From: Piotr Gasiorowski
Message: 6157
Date: 2001-02-17

Stress alternation in *PIE* nouns is nothing unusual -- I gather you really mean Germanic. Vernerian alternations in nouns were indeed levelled out in prehistoric Germanic (in historical times the same happened to verbs in many languages, cf. English choose : chosen vs. Old English c^e:osan : coren), but old stress dublets may have left sporadic traces in the recorded languages. There must be a reason why OHG haso contrasts with NW Germanic -r- forms such as OE hara -- an exact cognate with the same morphological structure (a masculine n-stem).

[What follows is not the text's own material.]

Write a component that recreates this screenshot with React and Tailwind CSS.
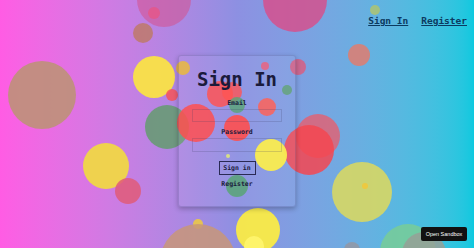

What, according to you, is "the standard explanation"?
 
Piotr
 
 
 
----- Original Message -----
From: tgpedersen@...
To: cybalist@yahoogroups.com
Sent: Saturday, February 17, 2001 1:25 PM
Subject: [tied] Re: Ingvar and Ivar

Always glad to be of service. But can we conclude from the existence of such a Verner-alternating pair that they both came from a stress-alternating single word? This is routinely done for verbs, but this new-fangled idea of stress-alternating PIE nouns (after my time at uni) seems not to be quite accepted as the standard explanation for eg. Hase/hare?